Align the volunteer program with your business goals. A volunteer program should benefit employees, the cause and the company. Align your business goals and objectives with your volunteer initiatives. They should reflect the company mission and its long-term goals. For example, if you have a sustainable business model, consider environmentally focused volunteer initiatives.

Ensure everyone is onboard with your volunteer initiatives. Ensure everyone in the organization is onboard with prospective volunteer programs. If company executives support the program, they’ll be more willing to encourage employees to participate and offer time off. They also may roll up their sleeves and help.

Partner with other organizations in volunteerism. Determine if you can partner with other local organizations, customers and vendors to help strengthen your volunteerism’s impact. Partnerships also open opportunities for bigger collaborations in the future and more meaningful relationships.

Acknowledge your volunteers and show them your appreciation. Employees are motivated when their efforts are recognized, and this holds true for volunteerism. To show employees you appreciate them, reward volunteer participants with awards, gift cards, coupons, or other forms of recognition. 

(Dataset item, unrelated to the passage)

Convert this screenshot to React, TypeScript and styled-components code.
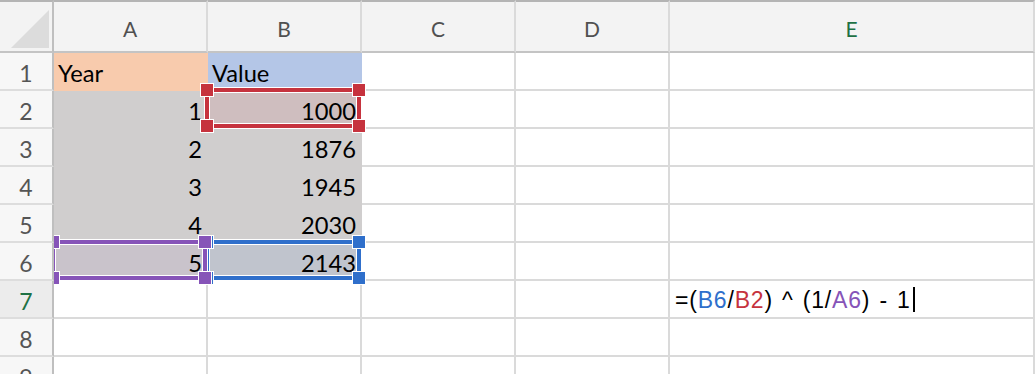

Volunteer programs are an excellent way to encourage employees to explore their talents, give back to the world, and develop stronger relationships with their organizations. Businesses benefit from an enhanced brand image and a more engaged and discerning workforce. Positively impacting the world is a noble goal that befits the community, employees and sponsoring companies. Carefully consider your volunteer programs and implement them with sincerity, excellent management, ethical behavior and thoughtful leadership. 

Adam Uzialko contributed to the reporting and writing in this article.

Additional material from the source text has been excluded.